◆ DATA SEGMENT:

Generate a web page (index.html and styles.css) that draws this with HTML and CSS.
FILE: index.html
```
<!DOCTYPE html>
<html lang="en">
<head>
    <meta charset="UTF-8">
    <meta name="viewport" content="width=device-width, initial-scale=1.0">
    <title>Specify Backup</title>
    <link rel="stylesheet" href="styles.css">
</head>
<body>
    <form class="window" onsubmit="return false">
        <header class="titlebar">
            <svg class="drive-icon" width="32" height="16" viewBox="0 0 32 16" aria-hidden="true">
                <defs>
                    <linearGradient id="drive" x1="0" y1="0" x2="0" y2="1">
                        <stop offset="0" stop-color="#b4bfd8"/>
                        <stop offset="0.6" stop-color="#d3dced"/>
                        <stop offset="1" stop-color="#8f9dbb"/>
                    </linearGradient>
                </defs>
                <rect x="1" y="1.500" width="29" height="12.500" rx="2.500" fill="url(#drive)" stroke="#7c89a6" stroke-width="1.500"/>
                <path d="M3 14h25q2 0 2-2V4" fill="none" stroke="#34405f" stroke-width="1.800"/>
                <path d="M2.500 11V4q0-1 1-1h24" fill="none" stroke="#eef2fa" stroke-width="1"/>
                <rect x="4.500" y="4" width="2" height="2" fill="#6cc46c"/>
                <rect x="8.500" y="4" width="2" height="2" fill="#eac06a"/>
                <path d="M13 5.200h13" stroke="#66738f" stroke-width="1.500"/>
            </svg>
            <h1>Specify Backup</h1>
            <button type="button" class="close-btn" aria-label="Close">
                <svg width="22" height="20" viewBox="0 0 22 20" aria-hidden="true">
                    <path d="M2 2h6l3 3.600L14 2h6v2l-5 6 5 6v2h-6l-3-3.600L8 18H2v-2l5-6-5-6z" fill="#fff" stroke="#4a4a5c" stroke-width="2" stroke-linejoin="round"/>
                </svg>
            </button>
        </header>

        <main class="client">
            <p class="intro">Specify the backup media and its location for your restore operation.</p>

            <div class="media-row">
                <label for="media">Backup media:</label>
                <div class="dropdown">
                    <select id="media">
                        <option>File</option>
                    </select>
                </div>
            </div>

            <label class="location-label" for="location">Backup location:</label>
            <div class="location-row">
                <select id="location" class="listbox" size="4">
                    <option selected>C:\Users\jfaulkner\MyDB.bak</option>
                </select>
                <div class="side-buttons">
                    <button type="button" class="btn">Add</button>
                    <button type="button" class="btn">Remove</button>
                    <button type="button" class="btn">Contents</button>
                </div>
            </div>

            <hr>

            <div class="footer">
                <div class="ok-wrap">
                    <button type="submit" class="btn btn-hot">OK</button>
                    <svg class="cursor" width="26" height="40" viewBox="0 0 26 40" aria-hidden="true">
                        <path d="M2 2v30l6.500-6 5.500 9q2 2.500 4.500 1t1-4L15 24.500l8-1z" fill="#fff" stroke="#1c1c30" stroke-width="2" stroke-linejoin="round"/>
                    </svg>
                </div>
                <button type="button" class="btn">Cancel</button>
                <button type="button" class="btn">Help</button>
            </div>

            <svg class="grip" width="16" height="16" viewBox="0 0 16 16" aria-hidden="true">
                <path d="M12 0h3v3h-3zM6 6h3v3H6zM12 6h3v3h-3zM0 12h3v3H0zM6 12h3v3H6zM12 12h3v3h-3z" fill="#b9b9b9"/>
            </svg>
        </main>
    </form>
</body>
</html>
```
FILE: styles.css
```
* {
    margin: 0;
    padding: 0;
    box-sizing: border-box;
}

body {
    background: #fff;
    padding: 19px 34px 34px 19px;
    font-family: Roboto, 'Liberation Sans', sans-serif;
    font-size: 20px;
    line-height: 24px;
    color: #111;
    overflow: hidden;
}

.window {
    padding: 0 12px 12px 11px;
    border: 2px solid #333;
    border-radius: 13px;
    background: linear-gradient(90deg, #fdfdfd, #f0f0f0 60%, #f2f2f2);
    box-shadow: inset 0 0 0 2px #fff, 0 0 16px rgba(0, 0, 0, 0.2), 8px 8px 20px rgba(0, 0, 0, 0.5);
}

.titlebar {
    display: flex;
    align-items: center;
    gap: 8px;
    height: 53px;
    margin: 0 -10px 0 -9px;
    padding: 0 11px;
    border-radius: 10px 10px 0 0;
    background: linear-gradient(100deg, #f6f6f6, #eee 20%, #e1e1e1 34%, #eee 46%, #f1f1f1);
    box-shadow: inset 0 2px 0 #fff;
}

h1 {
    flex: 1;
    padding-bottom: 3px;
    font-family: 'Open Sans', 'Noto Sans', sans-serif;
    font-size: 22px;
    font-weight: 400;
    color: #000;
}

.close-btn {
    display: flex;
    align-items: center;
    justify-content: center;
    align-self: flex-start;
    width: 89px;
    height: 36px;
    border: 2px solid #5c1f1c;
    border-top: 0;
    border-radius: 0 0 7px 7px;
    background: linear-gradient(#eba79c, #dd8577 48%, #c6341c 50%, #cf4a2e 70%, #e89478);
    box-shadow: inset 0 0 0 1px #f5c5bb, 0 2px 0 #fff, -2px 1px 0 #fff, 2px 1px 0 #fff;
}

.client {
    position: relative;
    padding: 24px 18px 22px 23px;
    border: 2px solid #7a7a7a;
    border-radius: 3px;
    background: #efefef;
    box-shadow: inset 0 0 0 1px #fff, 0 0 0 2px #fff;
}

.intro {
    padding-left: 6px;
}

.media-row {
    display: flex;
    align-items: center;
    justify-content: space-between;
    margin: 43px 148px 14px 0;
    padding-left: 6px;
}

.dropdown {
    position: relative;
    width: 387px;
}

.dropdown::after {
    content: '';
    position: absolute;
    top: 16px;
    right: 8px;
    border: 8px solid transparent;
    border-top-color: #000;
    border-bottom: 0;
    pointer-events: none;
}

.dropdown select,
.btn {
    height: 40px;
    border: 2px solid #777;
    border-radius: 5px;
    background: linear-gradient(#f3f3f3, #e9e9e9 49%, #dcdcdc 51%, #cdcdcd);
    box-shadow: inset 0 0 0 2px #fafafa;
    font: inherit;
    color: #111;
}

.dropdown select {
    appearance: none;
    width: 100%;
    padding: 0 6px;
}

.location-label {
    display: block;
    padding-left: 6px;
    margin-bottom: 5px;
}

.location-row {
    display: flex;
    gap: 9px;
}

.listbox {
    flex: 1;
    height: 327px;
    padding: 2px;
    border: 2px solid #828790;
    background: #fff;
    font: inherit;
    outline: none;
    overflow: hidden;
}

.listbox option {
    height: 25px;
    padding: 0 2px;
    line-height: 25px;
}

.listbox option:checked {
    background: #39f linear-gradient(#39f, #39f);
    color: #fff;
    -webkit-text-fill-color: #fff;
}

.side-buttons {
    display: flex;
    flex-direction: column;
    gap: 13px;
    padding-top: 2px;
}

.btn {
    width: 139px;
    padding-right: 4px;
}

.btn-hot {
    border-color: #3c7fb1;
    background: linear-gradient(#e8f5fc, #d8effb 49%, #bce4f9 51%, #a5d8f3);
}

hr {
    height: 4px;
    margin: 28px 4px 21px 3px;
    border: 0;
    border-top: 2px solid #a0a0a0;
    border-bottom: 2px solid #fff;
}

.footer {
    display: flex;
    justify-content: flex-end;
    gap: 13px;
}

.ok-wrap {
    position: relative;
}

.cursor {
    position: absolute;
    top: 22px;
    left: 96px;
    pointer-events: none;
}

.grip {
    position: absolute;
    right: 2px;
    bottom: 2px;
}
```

◆ WHAT THE TASK ASKS: All of the data shown above must be copied exactly.

◆ CORRECT RESULT:
Generate a web page (index.html and styles.css) that draws this with HTML and CSS.
FILE: index.html
```
<!DOCTYPE html>
<html lang="en">
<head>
    <meta charset="UTF-8">
    <meta name="viewport" content="width=device-width, initial-scale=1.0">
    <title>Specify Backup</title>
    <link rel="stylesheet" href="styles.css">
</head>
<body>
    <form class="window" onsubmit="return false">
        <header class="titlebar">
            <svg class="drive-icon" width="32" height="16" viewBox="0 0 32 16" aria-hidden="true">
                <defs>
                    <linearGradient id="drive" x1="0" y1="0" x2="0" y2="1">
                        <stop offset="0" stop-color="#b4bfd8"/>
                        <stop offset="0.6" stop-color="#d3dced"/>
                        <stop offset="1" stop-color="#8f9dbb"/>
                    </linearGradient>
                </defs>
                <rect x="1" y="1.500" width="29" height="12.500" rx="2.500" fill="url(#drive)" stroke="#7c89a6" stroke-width="1.500"/>
                <path d="M3 14h25q2 0 2-2V4" fill="none" stroke="#34405f" stroke-width="1.800"/>
                <path d="M2.500 11V4q0-1 1-1h24" fill="none" stroke="#eef2fa" stroke-width="1"/>
                <rect x="4.500" y="4" width="2" height="2" fill="#6cc46c"/>
                <rect x="8.500" y="4" width="2" height="2" fill="#eac06a"/>
                <path d="M13 5.200h13" stroke="#66738f" stroke-width="1.500"/>
            </svg>
            <h1>Specify Backup</h1>
            <button type="button" class="close-btn" aria-label="Close">
                <svg width="22" height="20" viewBox="0 0 22 20" aria-hidden="true">
                    <path d="M2 2h6l3 3.600L14 2h6v2l-5 6 5 6v2h-6l-3-3.600L8 18H2v-2l5-6-5-6z" fill="#fff" stroke="#4a4a5c" stroke-width="2" stroke-linejoin="round"/>
                </svg>
            </button>
        </header>

        <main class="client">
            <p class="intro">Specify the backup media and its location for your restore operation.</p>

            <div class="media-row">
                <label for="media">Backup media:</label>
                <div class="dropdown">
                    <select id="media">
                        <option>File</option>
                    </select>
                </div>
            </div>

            <label class="location-label" for="location">Backup location:</label>
            <div class="location-row">
                <select id="location" class="listbox" size="4">
                    <option selected>C:\Users\jfaulkner\MyDB.bak</option>
                </select>
                <div class="side-buttons">
                    <button type="button" class="btn">Add</button>
                    <button type="button" class="btn">Remove</button>
                    <button type="button" class="btn">Contents</button>
                </div>
            </div>

            <hr>

            <div class="footer">
                <div class="ok-wrap">
                    <button type="submit" class="btn btn-hot">OK</button>
                    <svg class="cursor" width="26" height="40" viewBox="0 0 26 40" aria-hidden="true">
                        <path d="M2 2v30l6.500-6 5.500 9q2 2.500 4.500 1t1-4L15 24.500l8-1z" fill="#fff" stroke="#1c1c30" stroke-width="2" stroke-linejoin="round"/>
                    </svg>
                </div>
                <button type="button" class="btn">Cancel</button>
                <button type="button" class="btn">Help</button>
            </div>

            <svg class="grip" width="16" height="16" viewBox="0 0 16 16" aria-hidden="true">
                <path d="M12 0h3v3h-3zM6 6h3v3H6zM12 6h3v3h-3zM0 12h3v3H0zM6 12h3v3H6zM12 12h3v3h-3z" fill="#b9b9b9"/>
            </svg>
        </main>
    </form>
</body>
</html>
```
FILE: styles.css
```
* {
    margin: 0;
    padding: 0;
    box-sizing: border-box;
}

body {
    background: #fff;
    padding: 19px 34px 34px 19px;
    font-family: Roboto, 'Liberation Sans', sans-serif;
    font-size: 20px;
    line-height: 24px;
    color: #111;
    overflow: hidden;
}

.window {
    padding: 0 12px 12px 11px;
    border: 2px solid #333;
    border-radius: 13px;
    background: linear-gradient(90deg, #fdfdfd, #f0f0f0 60%, #f2f2f2);
    box-shadow: inset 0 0 0 2px #fff, 0 0 16px rgba(0, 0, 0, 0.2), 8px 8px 20px rgba(0, 0, 0, 0.5);
}

.titlebar {
    display: flex;
    align-items: center;
    gap: 8px;
    height: 53px;
    margin: 0 -10px 0 -9px;
    padding: 0 11px;
    border-radius: 10px 10px 0 0;
    background: linear-gradient(100deg, #f6f6f6, #eee 20%, #e1e1e1 34%, #eee 46%, #f1f1f1);
    box-shadow: inset 0 2px 0 #fff;
}

h1 {
    flex: 1;
    padding-bottom: 3px;
    font-family: 'Open Sans', 'Noto Sans', sans-serif;
    font-size: 22px;
    font-weight: 400;
    color: #000;
}

.close-btn {
    display: flex;
    align-items: center;
    justify-content: center;
    align-self: flex-start;
    width: 89px;
    height: 36px;
    border: 2px solid #5c1f1c;
    border-top: 0;
    border-radius: 0 0 7px 7px;
    background: linear-gradient(#eba79c, #dd8577 48%, #c6341c 50%, #cf4a2e 70%, #e89478);
    box-shadow: inset 0 0 0 1px #f5c5bb, 0 2px 0 #fff, -2px 1px 0 #fff, 2px 1px 0 #fff;
}

.client {
    position: relative;
    padding: 24px 18px 22px 23px;
    border: 2px solid #7a7a7a;
    border-radius: 3px;
    background: #efefef;
    box-shadow: inset 0 0 0 1px #fff, 0 0 0 2px #fff;
}

.intro {
    padding-left: 6px;
}

.media-row {
    display: flex;
    align-items: center;
    justify-content: space-between;
    margin: 43px 148px 14px 0;
    padding-left: 6px;
}

.dropdown {
    position: relative;
    width: 387px;
}

.dropdown::after {
    content: '';
    position: absolute;
    top: 16px;
    right: 8px;
    border: 8px solid transparent;
    border-top-color: #000;
    border-bottom: 0;
    pointer-events: none;
}

.dropdown select,
.btn {
    height: 40px;
    border: 2px solid #777;
    border-radius: 5px;
    background: linear-gradient(#f3f3f3, #e9e9e9 49%, #dcdcdc 51%, #cdcdcd);
    box-shadow: inset 0 0 0 2px #fafafa;
    font: inherit;
    color: #111;
}

.dropdown select {
    appearance: none;
    width: 100%;
    padding: 0 6px;
}

.location-label {
    display: block;
    padding-left: 6px;
    margin-bottom: 5px;
}

.location-row {
    display: flex;
    gap: 9px;
}

.listbox {
    flex: 1;
    height: 327px;
    padding: 2px;
    border: 2px solid #828790;
    background: #fff;
    font: inherit;
    outline: none;
    overflow: hidden;
}

.listbox option {
    height: 25px;
    padding: 0 2px;
    line-height: 25px;
}

.listbox option:checked {
    background: #39f linear-gradient(#39f, #39f);
    color: #fff;
    -webkit-text-fill-color: #fff;
}

.side-buttons {
    display: flex;
    flex-direction: column;
    gap: 13px;
    padding-top: 2px;
}

.btn {
    width: 139px;
    padding-right: 4px;
}

.btn-hot {
    border-color: #3c7fb1;
    background: linear-gradient(#e8f5fc, #d8effb 49%, #bce4f9 51%, #a5d8f3);
}

hr {
    height: 4px;
    margin: 28px 4px 21px 3px;
    border: 0;
    border-top: 2px solid #a0a0a0;
    border-bottom: 2px solid #fff;
}

.footer {
    display: flex;
    justify-content: flex-end;
    gap: 13px;
}

.ok-wrap {
    position: relative;
}

.cursor {
    position: absolute;
    top: 22px;
    left: 96px;
    pointer-events: none;
}

.grip {
    position: absolute;
    right: 2px;
    bottom: 2px;
}
```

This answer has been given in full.